In their pleas, the appellants raised five major points for seeking relief of absorption.



  1. One of the points raised was that since one judicial officer was elevated to the Punjab and Haryana High Court in March 2008, one more seat for general category became available post issuance of the advertisement and since the number of posts was subject to variation, this vacancy should be made available to the general category.


 To this, the apex court said, “…in our view, this would not mandate the inclusion of a post which fell vacant subsequently, nor can there be even otherwise a compulsion on the High Court to necessarily expand the scope of the number of persons to be recruited. In fact, the persons, who may have become eligible post the advertisement would suffer a prejudice were subsequent vacant posts to be included against an earlier advertisement.”



  1. The advertisement wrongly made provision of two seats for ex-servicemen—one in general category and one in the backward class category even as such a reservation had no force of law. The high court had later abandoned the process of recruitment for this category and resolved that the vacancy would go to the general category but that was not done.


To this, the apex court noted that one of the appellants had made three successive attempts in three subsequent exams, but was unsuccessful. It also noted that one of the seats that was initially reserved for ex-servicemen was filled by promotion of judge of the fast track court.

“Not only that, there has been a passage of a decade since the initial recruitment and though the appellants cannot be blamed for judicial delays, it is really not possible to put the clock back for all the aforesaid reasons,” said the bench.



  1. Recruitment of two judges from fast track courts.


The apex court noted that the seat that fell vacant on the elevation of a judge and one of the seats wrongly reserved for ex-servicemen was filled by recruitment of two judges from the fast track court.

It noted that the fast track courts were created to deal with pendency of certain type of cases but since the fund from the Central Government ceased after five years, the question arose as to what was to happen to these fast track courts, especially keeping in mind that a number of the presiding officers had been appointed directly from the Bar.

The high court said in pursuance of a 2002 SC judgment, it devised a method of absorption of the judges appointed to the fast track court on a permanent basis. The selection of judges from the fast track court was preceded by a selection committee constituted by the high court in order to assess their suitability and these two judges had obtained the highest marks.

“The moot point, however, remains whether one of the vacancies in the advertisement, which arose ought to have been utilized for absorption of these Fast Track court Judges, which, in turn, affected the seniormost, i.e., Gurmeet Pal Singh.
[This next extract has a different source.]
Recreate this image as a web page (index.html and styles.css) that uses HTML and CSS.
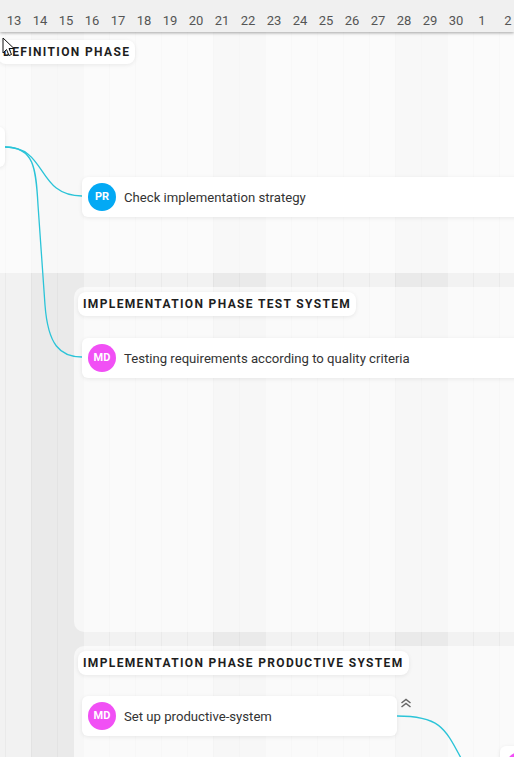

In a way, Gurmeet Pal Singh suffered the consequences both of a more meritorious candidate from the SC category being found eligible, because of which he went one slot down. But then it is a well-established legal position that members belonging to the reserved category, who get selected in open competition on the basis of their merit have a right to be included in the General/Unreserved category and are not to be included in the quota reserved for the SC category,” said the apex court.
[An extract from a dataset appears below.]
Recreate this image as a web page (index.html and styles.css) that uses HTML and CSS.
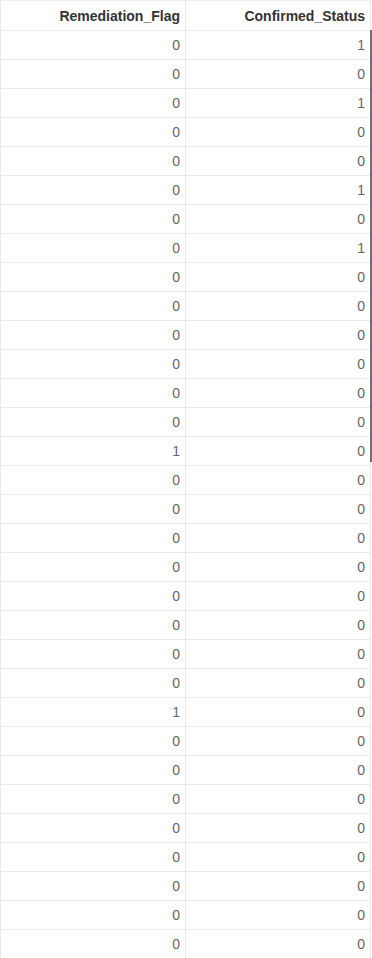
FILE: index.html
```html
<!DOCTYPE html>
<html>
<head>
<meta charset="utf-8">
<link rel="stylesheet" href="styles.css">
</head>
<body>
<div class="wrap">
<table class="grid">
<thead>
<tr><th>Remediation_Flag</th><th>Confirmed_Status</th></tr>
</thead>
<tbody>
<tr><td>0</td><td>1</td></tr>
<tr><td>0</td><td>0</td></tr>
<tr><td>0</td><td>1</td></tr>
<tr><td>0</td><td>0</td></tr>
<tr><td>0</td><td>0</td></tr>
<tr><td>0</td><td>1</td></tr>
<tr><td>0</td><td>0</td></tr>
<tr><td>0</td><td>1</td></tr>
<tr><td>0</td><td>0</td></tr>
<tr><td>0</td><td>0</td></tr>
<tr><td>0</td><td>0</td></tr>
<tr><td>0</td><td>0</td></tr>
<tr><td>0</td><td>0</td></tr>
<tr><td>0</td><td>0</td></tr>
<tr><td>1</td><td>0</td></tr>
<tr><td>0</td><td>0</td></tr>
<tr><td>0</td><td>0</td></tr>
<tr><td>0</td><td>0</td></tr>
<tr><td>0</td><td>0</td></tr>
<tr><td>0</td><td>0</td></tr>
<tr><td>0</td><td>0</td></tr>
<tr><td>0</td><td>0</td></tr>
<tr><td>0</td><td>0</td></tr>
<tr><td>1</td><td>0</td></tr>
<tr><td>0</td><td>0</td></tr>
<tr><td>0</td><td>0</td></tr>
<tr><td>0</td><td>0</td></tr>
<tr><td>0</td><td>0</td></tr>
<tr><td>0</td><td>0</td></tr>
<tr><td>0</td><td>0</td></tr>
<tr><td>0</td><td>0</td></tr>
<tr><td>0</td><td>0</td></tr>
</tbody>
</table>
<div class="scrollbar"></div>
</div>
</body>
</html>
```
FILE: styles.css
```css
html, body {
  margin: 0;
  padding: 0;
  background: #ffffff;
}
.wrap {
  position: relative;
  width: 372px;
}
.grid {
  border-collapse: collapse;
  table-layout: fixed;
  width: 371px;
  font-family: "Liberation Sans", Arial, sans-serif;
}
.grid th,
.grid td {
  width: 50%;
  border: 1px solid #e8eaed;
  text-align: right;
  padding: 0 5px;
  box-sizing: border-box;
}
.grid th {
  height: 30px;
  font-size: 14px;
  font-weight: bold;
  color: #333333;
  border-top-color: #eceef0;
}
.grid td {
  height: 29px;
  font-size: 14px;
  color: #666666;
}
.scrollbar {
  position: absolute;
  left: 370px;
  top: 30px;
  width: 2px;
  height: 432px;
  background: #6b6f75;
}
```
  1. The appellants also contended that no candidate was available in the physically challenged category, but instead of carrying it to the general category, the vacancy was carried forward.


 To this, the court said, “The plea based on an inherent right in view of the wording of the advertisement qua the seat meant for person with disability when no candidate is available is intrinsically flawed. The provisions of the Persons with Disabilities (Equal Opportunities, Protection of Rights and Full Participation) Act, 1995, are towards the social objective of accommodating people with physical disability. We find nothing wrong in carrying forward the vacancy for the future.”



  1. Another argument advanced was that the advertisement was issued on the basis of a total cadre strength of 107 posts, while actually the total cadre strength on the date of advertisement was 111, i.e., there were four more posts, which could have been filled in and the general category would have got two more seats and two more candidates could have been absorbed in the general category.


 The bench dismissed this argument, saying, “The advertisement was not challenged by any of the appellants. It is a well-settled principle of law that when a candidate appears in an examination without objection and is subsequently found to be not successful a challenge to the process is precluded…Thus, undoubtedly the appellants not having challenged the advertisement at the relevant point of time, cannot be permitted to contend that having not made the mark in the cutoff for the select list, something must be done to somehow accommodate them. The plea of the existence of a larger number of posts is in this direction.

“No doubt every endeavor should be made to fill up the existing vacancies and prospective vacancies…. However, there cannot be a blanket proposition that the advertisement is defective merely because every vacancy which existed or which is contemplated is not taken into account. Certainly, a subsequent vacancy arising from an elevation can hardly be treated as in contemplation”.